Research projects

Understanding why treatments don’t work for some non-smoking lung cancer patients

Researcher
Professor Rocio Sotillo
Project period
January 2022 - December 2024
Country
Research Institute
Deutsches Krebsforschungszentrum
Cancer types
Lung cancer
Award amount
£214,742

Project aim

Professor Sotillo and her team are trying to understand why some non-smoking lung cancer patients develop resistance to treatment. They hope that studying the effect of specific genetic mutations on the development of lung tumours will help identify the best treatments for patients on a case-by-case basis.

Hope for the future

Smoking is the single biggest risk factor for lung cancer and is estimated to be the cause of 72% of lung cancer cases in the UK. However, some patients develop lung cancer despite never smoking. Some of these patients respond to targeted therapies and recover, however, many go on to develop resistance and their treatment stops working, meaning cancer comes back.

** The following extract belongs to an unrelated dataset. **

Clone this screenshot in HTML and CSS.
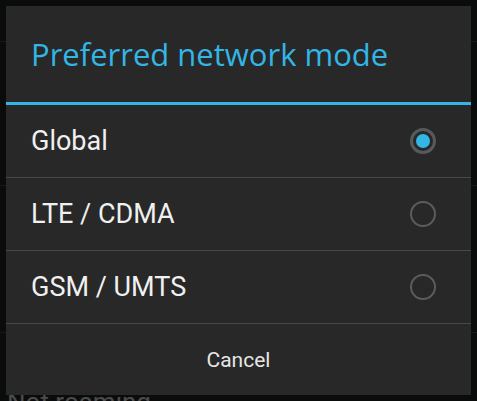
FILE: index.html
```html
<!DOCTYPE html>
<html lang="en">
<head>
    <meta charset="UTF-8">
    <meta name="viewport" content="width=device-width, initial-scale=1.0">
    <title>Preferred network mode</title>
    <link rel="stylesheet" href="styles.css">
</head>
<body>
    <!-- settings list behind the dialog -->
    <div class="screen">
        <div class="bg-row bg-first"></div>
        <div class="bg-row bg-mid"></div>
        <div class="bg-row bg-end"></div>
        <div class="bg-text">Not roaming</div>
    </div>

    <div class="dialog">
        <div class="dialog-title">Preferred network mode</div>
        <ul class="options">
            <li class="option">
                <span class="label">Global</span>
                <span class="radio checked"></span>
            </li>
            <li class="option">
                <span class="label">LTE / CDMA</span>
                <span class="radio"></span>
            </li>
            <li class="option">
                <span class="label">GSM / UMTS</span>
                <span class="radio"></span>
            </li>
        </ul>
        <button class="cancel">Cancel</button>
    </div>
</body>
</html>
```

FILE: styles.css
```css
body {
    margin: 0;
    width: 477px;
    height: 401px;
    overflow: hidden;
    background-color: #0a0b0b;
    font-family: Roboto, "Liberation Sans", sans-serif;
    position: relative;
}

.screen {
    display: flex;
    flex-direction: column;
}

.bg-row {
    border-bottom: 1px solid #191a1a;
    box-sizing: border-box;
}

.bg-first {
    height: 42px;
}

.bg-mid {
    height: 144px;
}

.bg-end {
    height: 147px;
}

.bg-text {
    margin-top: 54px;
    padding-left: 7px;
    color: #4a4c4c;
    font-size: 26px;
    line-height: 30px;
}

/* dialog sits over the list */
.dialog {
    position: absolute;
    top: 6px;
    left: 6px;
    width: 465px;
    height: 389px;
    background-color: #282828;
    display: flex;
    flex-direction: column;
}

.dialog-title {
    height: 99px;
    padding-left: 25px;
    box-sizing: border-box;
    border-bottom: 3px solid #33b5e5;
    color: #33b5e5;
    font-family: "Open Sans", Roboto, sans-serif;
    font-size: 31px;
    line-height: 96px;
}

.options {
    list-style: none;
    margin: 0;
    padding: 0;
}

.option {
    height: 73px;
    border-bottom: 1px solid #484848;
    box-sizing: border-box;
    display: flex;
    align-items: center;
    justify-content: space-between;
    padding: 0 35px 0 25px;
}

.label {
    color: #f0f0f0;
    font-size: 27px;
}

.radio {
    width: 26px;
    height: 26px;
    border: 2px solid #5c5c5c;
    border-radius: 50%;
    box-sizing: border-box;
    display: flex;
    align-items: center;
    justify-content: center;
}

.radio.checked {
    border: 3px solid #555a5c;
}

.radio.checked::after {
    content: "";
    width: 14px;
    height: 14px;
    border-radius: 50%;
    background-color: #33b5e5;
}

.cancel {
    flex: 1;
    background: none;
    border: none;
    color: #e6e6e6;
    font-family: Roboto, "Liberation Sans", sans-serif;
    font-size: 21px;
    padding: 0;
}
```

Professor Sotillo and her team are working to understand why some types of lung tumours are more aggressive than others, and why some respond to treatment while others eventually resist it. In the future, they hope that this will help more lung cancer patients to make a full recovery by finding which drugs are most likely to work.

 

Meet the scientist

Professor Rocio Sotillo is based at the German Cancer Research Center, supported by a program that recognises excellent female researchers. Her lab studies how chromosomes (which are made up of genes) can become unstable and what that means for cancer development and progression.

The science

All cancers are ultimately caused by changes to the genes that usually control how cells spread and multiply. However, many different genes can become faulty and lead to the development of cancer. This means that there can be differences in the way tumours behave between individual patients even if they have the same type of cancer.

Some specific changes to genes are seen more commonly in lung cancer patients that are non-smokers, such as the ALK gene. If the cells in a lung tumour carry a mutation of the ALK gene, it is called ALK-positive lung cancer. Treatments called ALK inhibitors can be effective for patients who are ALK-positive. However, some patients develop resistance and their cancer ends up coming back. This suggests that there, not all ALK-positive lung cancers are the same. Research has shown that other genes in these tumours can also be faulty, and this could make it easier for tumours to grow and resist treatment.

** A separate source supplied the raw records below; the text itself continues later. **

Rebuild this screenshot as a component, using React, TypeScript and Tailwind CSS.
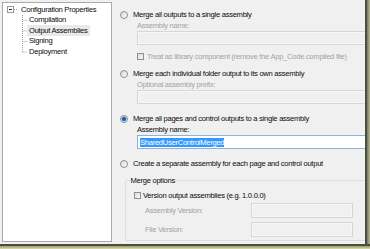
import React from "react";

const TEXT = "font-['Liberation_Sans',Arial,sans-serif] text-[7.6px] tracking-[-0.28px]";

function Radio({ checked = false }: { checked?: boolean }) {
  return (
    <span className="w-[8px] h-[8px] rounded-full border border-[#8e8f8f] bg-linear-to-br from-[#d9d9d9] to-[#fbfbfb] flex items-center justify-center shrink-0">
      {checked && <span className="w-[4px] h-[4px] rounded-full bg-[#1b5aa0] ring-1 ring-[#9cc3ea]" />}
    </span>
  );
}

function Check() {
  return <span className="w-[7px] h-[7px] border border-[#8f8f8f] bg-linear-to-br from-[#dcdcdc] to-[#f8f8f8] shrink-0" />;
}

function RadioRow({ label, checked, className }: { label: string; checked?: boolean; className: string }) {
  return (
    <div className={`h-[11px] flex items-center gap-[5px] text-[#0a0a0a] ${className}`}>
      <Radio checked={checked} />
      <span className="whitespace-nowrap">{label}</span>
    </div>
  );
}

const TREE_CHILDREN = ["Compilation", "Output Assemblies", "Signing", "Deployment"];

function Tree() {
  return (
    <div className="ml-[2px] mt-[2px] w-[110px] h-[240px] border border-[#a7abb0] bg-white shrink-0 text-[#0a0a0a]">
      {/* root node */}
      <div className="mt-[1px] h-[10.6px] flex items-center pl-[4px]">
        <svg width="12" height="7" viewBox="0 0 12 7" className="shrink-0">
          <rect x="0.5" y="0.5" width="6" height="6" fill="#fff" stroke="#9a9a9a" />
          <line x1="2" y1="3.5" x2="5" y2="3.5" stroke="#333" />
          <line x1="7" y1="3.5" x2="10" y2="3.5" stroke="#9a9a9a" strokeDasharray="1 1" />
        </svg>
        <span className="ml-[2px] whitespace-nowrap">Configuration Properties</span>
      </div>

      {/* children with connector lines */}
      <div className="flex">
        <svg width="24" height="43" viewBox="0 0 24 43" className="shrink-0">
          <line x1="19.5" y1="0" x2="19.5" y2="37.1" stroke="#9a9a9a" strokeDasharray="1 1" />
          {[5.3, 15.9, 26.5, 37.1].map((y) => (
            <line key={y} x1="19.5" y1={y} x2="24" y2={y} stroke="#9a9a9a" strokeDasharray="1 1" />
          ))}
        </svg>
        <div className="flex flex-col">
          {TREE_CHILDREN.map((name) => (
            <div
              key={name}
              className={`h-[10.6px] flex items-center px-[2px] whitespace-nowrap ${
                name === "Output Assemblies" ? "bg-[#e9e9e9]" : ""
              }`}
            >
              {name}
            </div>
          ))}
        </div>
      </div>
    </div>
  );
}

function DisabledBox({ className }: { className: string }) {
  return <div className={`border border-[#d6d6d6] bg-[#f0f0f0] shadow-[inset_0_0_0_1px_#f7f7f7] ${className}`} />;
}

export default function App() {
  return (
    <div className={`w-[370px] h-[249px] flex flex-col bg-[#f0f0f0] overflow-hidden ${TEXT}`}>
      <div className="flex h-[244px]">
        <div className="w-[365px] flex items-start overflow-hidden">
          <Tree />

          {/* options pane */}
          <div className="flex-1 min-w-0 flex flex-col pl-[8px]">
            <RadioRow className="mt-[9px]" label="Merge all outputs to a single assembly" />
            <div className="h-[11px] leading-[11px] pl-[17px] text-[#a3a3a3] whitespace-nowrap">Assembly name:</div>
            <DisabledBox className="ml-[17px] h-[14px] w-[260px] shrink-0" />
            <div className="mt-[6px] h-[11px] flex items-center gap-[3px] pl-[17px] text-[#a3a3a3] whitespace-nowrap">
              <Check />
              <span>Treat as library component (remove the App_Code.compiled file)</span>
            </div>

            <RadioRow className="mt-[6px]" label="Merge each individual folder output to its own assembly" />
            <div className="h-[11px] leading-[11px] pl-[17px] text-[#a3a3a3] whitespace-nowrap">Optional assembly prefix:</div>
            <DisabledBox className="ml-[17px] h-[14px] w-[260px] shrink-0" />

            <RadioRow className="mt-[9px]" checked label="Merge all pages and control outputs to a single assembly" />
            <div className="h-[11px] leading-[11px] pl-[17px] text-[#0a0a0a] whitespace-nowrap">Assembly name:</div>
            <div className="ml-[17px] h-[14px] w-[260px] shrink-0 border border-[#8fb2d9] bg-white flex items-center pl-[2px]">
              <span className="bg-[#3399ff] text-white leading-[9px] whitespace-nowrap">SharedUserControlMerged</span>
            </div>

            <RadioRow className="mt-[9px]" label="Create a separate assembly for each page and control output" />

            <fieldset className="mt-[6px] ml-[5px] w-[300px] h-[66px] border border-[#d5dfe5] rounded-[2px] shrink-0">
              <legend className="ml-[4px] px-[0.5px] h-[11px] leading-[11px] text-[#0a0a0a]">Merge options</legend>
              <div className="mt-[4px] h-[11px] flex items-center gap-[2px] pl-[8px] text-[#0a0a0a] whitespace-nowrap">
                <Check />
                <span>Version output assemblies (e.g. 1.0.0.0)</span>
              </div>
              <div className="mt-[2px] h-[15px] flex items-center pl-[19px] text-[#a3a3a3]">
                <span className="w-[106px] whitespace-nowrap">Assembly Version:</span>
                <DisabledBox className="h-[15px] w-[102px]" />
              </div>
              <div className="mt-[4px] h-[15px] flex items-center pl-[19px] text-[#a3a3a3]">
                <span className="w-[106px] whitespace-nowrap">File Version:</span>
                <DisabledBox className="h-[15px] w-[102px]" />
              </div>
            </fieldset>
          </div>
        </div>
        {/* right thumbnail shadow */}
        <div className="w-[5px] flex">
          <div className="w-[2px] bg-[#4e4e3e]" />
          <div className="flex-1 bg-linear-to-r from-[#7a7a60] to-[#b8b898]" />
        </div>
      </div>
      {/* bottom thumbnail shadow */}
      <div className="h-[5px] flex flex-col">
        <div className="h-[2px] bg-[#4e4e3e]" />
        <div className="flex-1 bg-linear-to-b from-[#9a9a70] to-[#dcdcaa]" />
      </div>
    </div>
  );
}
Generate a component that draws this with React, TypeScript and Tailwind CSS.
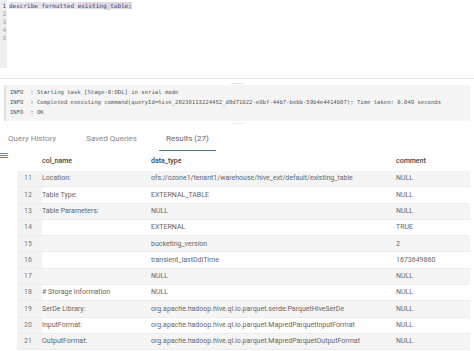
import React from 'react';

const rows: [number, string, string, string][] = [
    [11, 'Location:', 'ofs://ozone1/tenant1/warehouse/hive_ext/default/existing_table', 'NULL'],
    [12, 'Table Type:', 'EXTERNAL_TABLE', 'NULL'],
    [13, 'Table Parameters:', 'NULL', 'NULL'],
    [14, '', 'EXTERNAL', 'TRUE'],
    [15, '', 'bucketing_version', '2'],
    [16, '', 'transient_lastDdlTime', '1673649860'],
    [17, '', 'NULL', 'NULL'],
    [18, '# Storage Information', 'NULL', 'NULL'],
    [19, 'SerDe Library:', 'org.apache.hadoop.hive.ql.io.parquet.serde.ParquetHiveSerDe', 'NULL'],
    [20, 'InputFormat:', 'org.apache.hadoop.hive.ql.io.parquet.MapredParquetInputFormat', 'NULL'],
    [21, 'OutputFormat:', 'org.apache.hadoop.hive.ql.io.parquet.MapredParquetOutputFormat', 'NULL'],
];

const logs = [
    'INFO  : Starting task [Stage-0:DDL] in serial mode',
    'INFO  : Completed executing command(queryId=hive_20230113224452_d0d71022-e8bf-44b7-bebb-59b4e4414b07); Time taken: 0.049 seconds',
    'INFO  : OK',
];

const mono = { fontFamily: '"DejaVu Sans Mono", "Liberation Mono", monospace' };

export default function App() {
    return (
        <div className="w-[474px] h-[351px] overflow-hidden bg-white" style={{ fontFamily: 'Roboto, "Noto Sans", sans-serif' }}>
            {/* editor */}
            <div className="flex h-[68px]" style={mono}>
                <div className="w-[7px] bg-[#eeeeee] text-[6px] leading-[8px] text-[#999] pt-[2px] text-right pr-[1px]">
                    <div className="text-[#555]">1</div>
                    <div>2</div>
                    <div>3</div>
                    <div>4</div>
                    <div>5</div>
                </div>
                <div className="pl-[2px] pt-[2px] text-[6px] leading-[8px] text-[#4a4a7a]">
                    <span className="bg-[#e8e4f0]">describe formatted </span>
                    <span className="bg-[#e0d8e0]">existing_table;</span>
                </div>
            </div>

            {/* splitter */}
            <div className="mt-[10px] h-[1px] bg-[#e6e6e6]" />
            <div className="flex justify-center pt-[4px]">
                <div className="w-[12px] h-[1px] bg-[#e4e4e4]" />
            </div>

            {/* log */}
            <div className="mx-[4px] mt-[1px] h-[36px] bg-[#f5f5f5] border-l-2 border-[#e0e0e0] pl-[4px] pt-[2px] text-[5.6px] leading-[10px] text-[#555] whitespace-pre" style={mono}>
                {logs.map((l) => (
                    <div key={l}>{l}</div>
                ))}
            </div>
            <div className="flex justify-center pt-[2px]">
                <div className="w-[12px] h-[1px] bg-[#ececec]" />
            </div>

            {/* tabs */}
            <div className="flex items-end h-[27px] pl-[8px] text-[8px] text-[#888]">
                <div className="pb-[6px] pr-[30px]">Query History</div>
                <div className="pb-[6px] pr-[22px]">Saved Queries</div>
                <div className="pb-[5px] px-[7px] text-[#666] border-b-[1.5px] border-[#4d7a96]">Results (27)</div>
            </div>

            {/* table */}
            <div className="flex mt-[1px]">
                <div className="w-[17px] pt-[1px]">
                    <svg width="8" height="5" viewBox="0 0 8 5" className="block">
                        <rect x="0" y="0" width="8" height="1" fill="#4a8ac4" />
                        <rect x="0" y="2" width="8" height="1" fill="#4a8ac4" />
                        <rect x="0" y="4" width="8" height="1" fill="#4a8ac4" />
                    </svg>
                </div>
                <div className="w-[453px] text-[7px] text-[#666]">
                    <div className="flex h-[19px] items-center font-medium text-[#444]">
                        <div className="w-[25px]" />
                        <div className="w-[109px]">col_name</div>
                        <div className="w-[245px]">data_type</div>
                        <div>comment</div>
                    </div>
                    {rows.map(([n, name, type, comment], i) => (
                        <div
                            key={n}
                            className={`flex h-[16.3px] items-center border-b border-[#ececec] ${i % 2 === 0 ? 'bg-[#f5f5f5]' : 'bg-white'}`}
                        >
                            <div className="w-[25px] h-full flex items-center pl-[7px] bg-[#f3f3f3] text-[#777]">{n}</div>
                            <div className="w-[109px]">{name}</div>
                            <div className="w-[245px] whitespace-nowrap">{type}</div>
                            <div>{comment}</div>
                        </div>
                    ))}
                </div>
            </div>
        </div>
    );
}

Professor Sotillo and her team are using state-of-the-art techniques to study why different changes to these faulty genes, and combinations of them, can result in tumours that grow at different rates and develop resistance to treatment. They also hope to understand how new changes in these genes can affect a patient’s chance of successful treatment and survival. In the near future, this could help personalise cancer treatment for lung cancer patients, ensuring that patients receive the best possible treatment. 

In 2020, approximately 2.2 million people worldwide were diagnosed with lung cancer, making it the 2nd most common cancer globally.